O major Demian Riccardi, subcomandante do 9º Batalhão da BM, afirma que foi dado prazo para que os ocupantes da casa pudessem tirar suas coisas — ele destacou que as pessoas já tinham sido avisadas sobre a decisão judicial.

— Nosso papel era garantir que a ordem fosse cumprida com segurança. Nós solicitamos às pessoas que estavam na propriedade que saíssem do local. Essas pessoas resistiam, mas argumentamos e, num primeiro momento, elas toparam sair — afirmou.

Há pelo menos 10 pessoas que residem no local, que acabaram retornando à casa no fim do dia.

Espaço de acolhimento

Ceniriani Vargas da Silva, coordenadora Estadual do Movimento Nacional de Luta pela Moradia (MNLM), explica que a ocupação é um espaço de moradia para mulheres e pessoas transexuais em situação de vulnerabilidade social.

— Isso para nós é uma violação dos Direitos Humanos. São pessoas que vivem um cotidiano extremamente difícil e agora demoliram sua casa, tudo, até o banheiro e a cozinha. Foi uma ação totalmente arbitrária e ilegal — diz Ceniriani.

Segundo Ceniriani, havia uma reunião entre os residentes da ocupação e o secretário municipal de Cultura marcada para esta sexta-feira para a mediação de como seria efetuada a demolição do muro. Por isso, os moradores foram surpreendidos com a ação desta quinta-feira.

O local está ocupado pelo grupo há dois anos e também funciona como um centro cultural. No espaço, são realizados diversos tipos de oficinas como de dança, serigrafia, muralismo, espanhol, francês, além de rodas de leitura e o cultivo de uma horta comunitária.

De acordo com a advogada Stéphani Fleck da Rosa, que representa a ocupação, o prédio ficou desocupado por mais de 15 anos. Segundo ela, o processo de reintegração do posseiro anterior, que não teria escritura do imóvel, foi negado. Ela alega que a demolição ocorreu de forma ilegal, realizada com a presença de um policial em vez de um oficial de Justiça.

Jonathan Heckler / Agencia RBS
O local está ocupado pelo grupo há dois anos e também funciona como um centro cultural.

Pedido de desocupação

O procurador-geral de Porto Alegre diz que a prefeitura entrou em contato com os moradores da ocupação diversas vezes para falar sobre a necessidade de demolição do muro.
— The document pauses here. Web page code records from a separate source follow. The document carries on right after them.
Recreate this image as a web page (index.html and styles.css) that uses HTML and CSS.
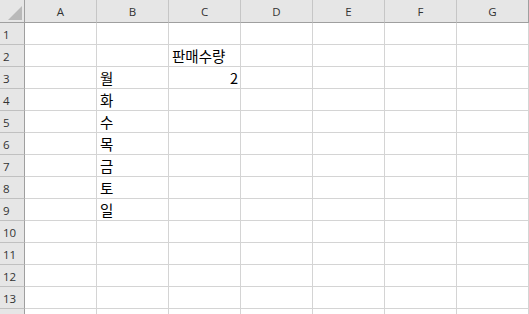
FILE: index.html
```html
<!DOCTYPE html>
<html lang="ko">
<head>
<meta charset="utf-8">
<title>Sheet1</title>
<link rel="stylesheet" href="styles.css">
</head>
<body>
<div class="sheet">
  <div class="corner"><span class="corner-mark"></span></div>
  <div class="col-head">A</div><div class="col-head">B</div><div class="col-head">C</div><div class="col-head">D</div><div class="col-head">E</div><div class="col-head">F</div><div class="col-head">G</div>

  <div class="row-head">1</div><div class="cell"></div><div class="cell"></div><div class="cell"></div><div class="cell"></div><div class="cell"></div><div class="cell"></div><div class="cell"></div>
  <div class="row-head">2</div><div class="cell"></div><div class="cell"></div><div class="cell">판매수량</div><div class="cell"></div><div class="cell"></div><div class="cell"></div><div class="cell"></div>
  <div class="row-head">3</div><div class="cell"></div><div class="cell">월</div><div class="cell num">2</div><div class="cell"></div><div class="cell"></div><div class="cell"></div><div class="cell"></div>
  <div class="row-head">4</div><div class="cell"></div><div class="cell">화</div><div class="cell"></div><div class="cell"></div><div class="cell"></div><div class="cell"></div><div class="cell"></div>
  <div class="row-head">5</div><div class="cell"></div><div class="cell">수</div><div class="cell"></div><div class="cell"></div><div class="cell"></div><div class="cell"></div><div class="cell"></div>
  <div class="row-head">6</div><div class="cell"></div><div class="cell">목</div><div class="cell"></div><div class="cell"></div><div class="cell"></div><div class="cell"></div><div class="cell"></div>
  <div class="row-head">7</div><div class="cell"></div><div class="cell">금</div><div class="cell"></div><div class="cell"></div><div class="cell"></div><div class="cell"></div><div class="cell"></div>
  <div class="row-head">8</div><div class="cell"></div><div class="cell">토</div><div class="cell"></div><div class="cell"></div><div class="cell"></div><div class="cell"></div><div class="cell"></div>
  <div class="row-head">9</div><div class="cell"></div><div class="cell">일</div><div class="cell"></div><div class="cell"></div><div class="cell"></div><div class="cell"></div><div class="cell"></div>
  <div class="row-head">10</div><div class="cell"></div><div class="cell"></div><div class="cell"></div><div class="cell"></div><div class="cell"></div><div class="cell"></div><div class="cell"></div>
  <div class="row-head">11</div><div class="cell"></div><div class="cell"></div><div class="cell"></div><div class="cell"></div><div class="cell"></div><div class="cell"></div><div class="cell"></div>
  <div class="row-head">12</div><div class="cell"></div><div class="cell"></div><div class="cell"></div><div class="cell"></div><div class="cell"></div><div class="cell"></div><div class="cell"></div>
  <div class="row-head">13</div><div class="cell"></div><div class="cell"></div><div class="cell"></div><div class="cell"></div><div class="cell"></div><div class="cell"></div><div class="cell"></div>
  <div class="row-head"></div><div class="cell"></div><div class="cell"></div><div class="cell"></div><div class="cell"></div><div class="cell"></div><div class="cell"></div><div class="cell"></div>
</div>
</body>
</html>
```

FILE: styles.css
```css
html, body {
  margin: 0;
  padding: 0;
  background: #ffffff;
  overflow: hidden;
}

.sheet {
  display: grid;
  grid-template-columns: 25px repeat(7, 72px);
  grid-template-rows: 23px;
  grid-auto-rows: 22px;
  width: 529px;
}

.sheet > div {
  box-sizing: border-box;
}

/* top-left select-all box */
.corner {
  position: relative;
  background: #e6e6e6;
  border-right: 1px solid #9f9f9f;
  border-bottom: 1px solid #9f9f9f;
}

.corner-mark {
  position: absolute;
  right: 2px;
  bottom: 2px;
  width: 0;
  height: 0;
  border-left: 14px solid transparent;
  border-bottom: 14px solid #b9b9b9;
}

.col-head {
  background: #e6e6e6;
  border-right: 1px solid #c6c6c6;
  border-bottom: 1px solid #9f9f9f;
  color: #333333;
  font-family: "Open Sans", "Noto Sans", sans-serif;
  font-size: 11.5px;
  display: flex;
  align-items: center;
  justify-content: center;
  padding-top: 1px;
}

.col-head:nth-child(8) {
  border-right-color: #9f9f9f;
}

.row-head {
  background: #e6e6e6;
  border-right: 1px solid #9f9f9f;
  border-bottom: 1px solid #c0c0c0;
  color: #333333;
  font-family: "Open Sans", "Noto Sans", sans-serif;
  font-size: 11.5px;
  display: flex;
  align-items: center;
  padding-left: 3px;
  padding-top: 1px;
}

.cell {
  border-right: 1px solid #d4d4d4;
  border-bottom: 1px solid #d4d4d4;
  color: #000000;
  font-family: "Noto Sans CJK KR", "Noto Sans", sans-serif;
  font-size: 14.5px;
  line-height: 1;
  display: flex;
  align-items: flex-end;
  padding: 0 2px 3px 3px;
  white-space: nowrap;
}

.cell.num {
  justify-content: flex-end;
}
```
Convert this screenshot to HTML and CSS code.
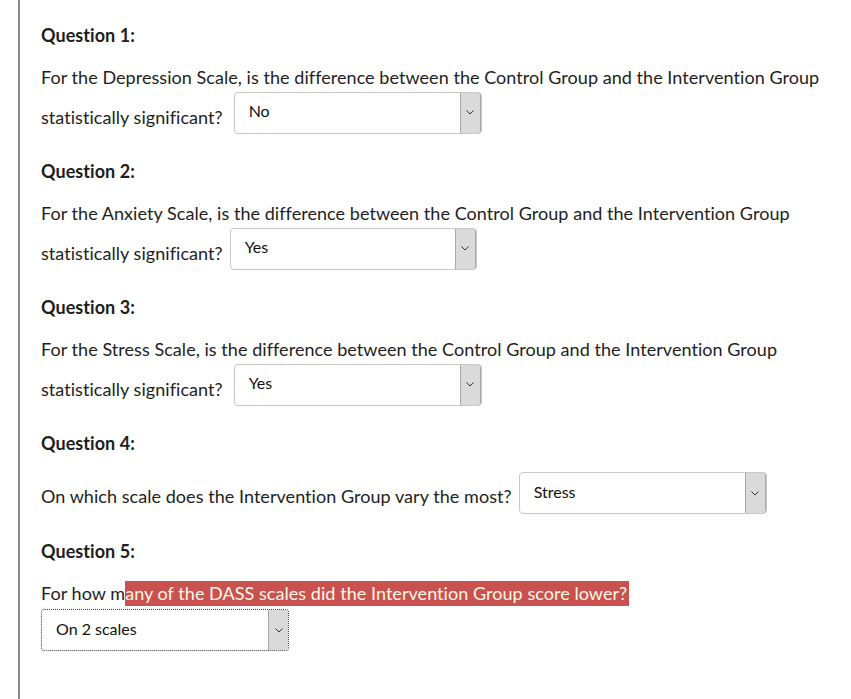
FILE: index.html
```html
<!DOCTYPE html>
<html>
<head>
<meta charset="utf-8">
<link rel="stylesheet" href="styles.css">
</head>
<body>
<div class="page">
  <section class="question">
    <h2 class="title">Question 1:</h2>
    <p class="line">For the Depression Scale, is the difference between the Control Group and the Intervention Group</p>
    <div class="row">
      <span class="label">statistically significant?</span>
      <div class="select"><span class="value">No</span><span class="arrow"><svg width="8" height="5" viewBox="0 0 8 5"><path d="M0.5 0.5 L4 4 L7.5 0.5" fill="none" stroke="#333" stroke-width="1"/></svg></span></div>
    </div>
  </section>
  <section class="question">
    <h2 class="title">Question 2:</h2>
    <p class="line">For the Anxiety Scale, is the difference between the Control Group and the Intervention Group</p>
    <div class="row">
      <span class="label">statistically significant?</span>
      <div class="select select-q2"><span class="value">Yes</span><span class="arrow"><svg width="8" height="5" viewBox="0 0 8 5"><path d="M0.5 0.5 L4 4 L7.5 0.5" fill="none" stroke="#333" stroke-width="1"/></svg></span></div>
    </div>
  </section>
  <section class="question">
    <h2 class="title">Question 3:</h2>
    <p class="line">For the Stress Scale, is the difference between the Control Group and the Intervention Group</p>
    <div class="row">
      <span class="label">statistically significant?</span>
      <div class="select"><span class="value">Yes</span><span class="arrow"><svg width="8" height="5" viewBox="0 0 8 5"><path d="M0.5 0.5 L4 4 L7.5 0.5" fill="none" stroke="#333" stroke-width="1"/></svg></span></div>
    </div>
  </section>
  <section class="question q4">
    <h2 class="title">Question 4:</h2>
    <div class="row row-q4">
      <span class="label">On which scale does the Intervention Group vary the most?</span>
      <div class="select select-q4"><span class="value">Stress</span><span class="arrow"><svg width="8" height="5" viewBox="0 0 8 5"><path d="M0.5 0.5 L4 4 L7.5 0.5" fill="none" stroke="#333" stroke-width="1"/></svg></span></div>
    </div>
  </section>
  <section class="question q5">
    <h2 class="title">Question 5:</h2>
    <p class="line line-q5">For how m<span class="hl">any of the DASS scales did the Intervention Group score lower?</span></p>
    <div class="select select-focus"><span class="value">On 2 scales</span><span class="arrow"><svg width="8" height="5" viewBox="0 0 8 5"><path d="M0.5 0.5 L4 4 L7.5 0.5" fill="none" stroke="#333" stroke-width="1"/></svg></span></div>
  </section>
</div>
</body>
</html>
```
FILE: styles.css
```css
html, body {
  margin: 0;
  padding: 0;
  background: #ffffff;
}
body {
  font-family: Lato, "Liberation Sans", sans-serif;
  color: #1e1e1e;
  letter-spacing: 0.05px;
}
.page {
  margin-left: 18px;
  border-left: 2px solid #8a8a8a;
  min-height: 699px;
  box-sizing: border-box;
  padding: 25px 0 0 21px;
}
.question {
  margin-bottom: 24px;
}
.title {
  margin: 0;
  font-size: 18px;
  font-weight: 700;
  line-height: 20px;
}
.line {
  margin: 12px 0 0 0;
  font-size: 18px;
  line-height: 40px;
  white-space: nowrap;
}
.row {
  display: flex;
  align-items: center;
  height: 40px;
  font-size: 18px;
}
.label {
  line-height: 40px;
  white-space: nowrap;
}
.select {
  display: flex;
  align-items: stretch;
  width: 248px;
  height: 42px;
  box-sizing: border-box;
  border: 1px solid #c8c8c8;
  border-radius: 4px;
  margin-left: 11px;
  margin-bottom: 9px;
  background: #fff;
  font-family: Lato, "Noto Sans", sans-serif;
  font-size: 16px;
  letter-spacing: 0;
  color: #111;
}
.select-q2 {
  margin-left: 7px;
  width: 247px;
}
.value {
  flex: 1;
  padding: 0 0 4px 14px;
  display: flex;
  align-items: center;
}
.arrow {
  width: 19px;
  background: #dadada;
  border-left: 1px solid #a8a8a8;
  border-right: 1px solid #a8a8a8;
  border-radius: 0 3px 3px 0;
  display: flex;
  align-items: center;
  justify-content: center;
}
.q4 {
  margin-bottom: 27px;
}
.row-q4 {
  margin-top: 19px;
  height: 42px;
}
.row-q4 .label {
  position: relative;
  top: 3px;
}
.select-q4 {
  margin-left: 7px;
  margin-bottom: 0;
}
.line-q5 {
  line-height: 32px;
  margin-top: 16px;
}
.hl {
  background: #c9514f;
  color: #fff8e6;
  padding: 1px 2px 2px 0;
}
.select-focus {
  margin: 0;
  width: 248px;
  border: 1px dotted #444;
  box-shadow: 0 0 1px #999;
}
.select-focus .arrow {
  border-left: 1px solid #a8a8a8;
  border-right: none;
}
```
Ele reitera que todo o processo foi acompanhado por um oficial de Justiça.

A previsão é de que já nesta sexta-feira (20) inicie a reconstrução do muro. No entanto, as paredes da casa não serão refeitas, segundo o PGM. Ele pontua que já havia um processo do proprietário pedindo a desocupação do imóvel e acrescenta que depois desta quinta-feira o município também entrará com pedido pela reintegração de posse.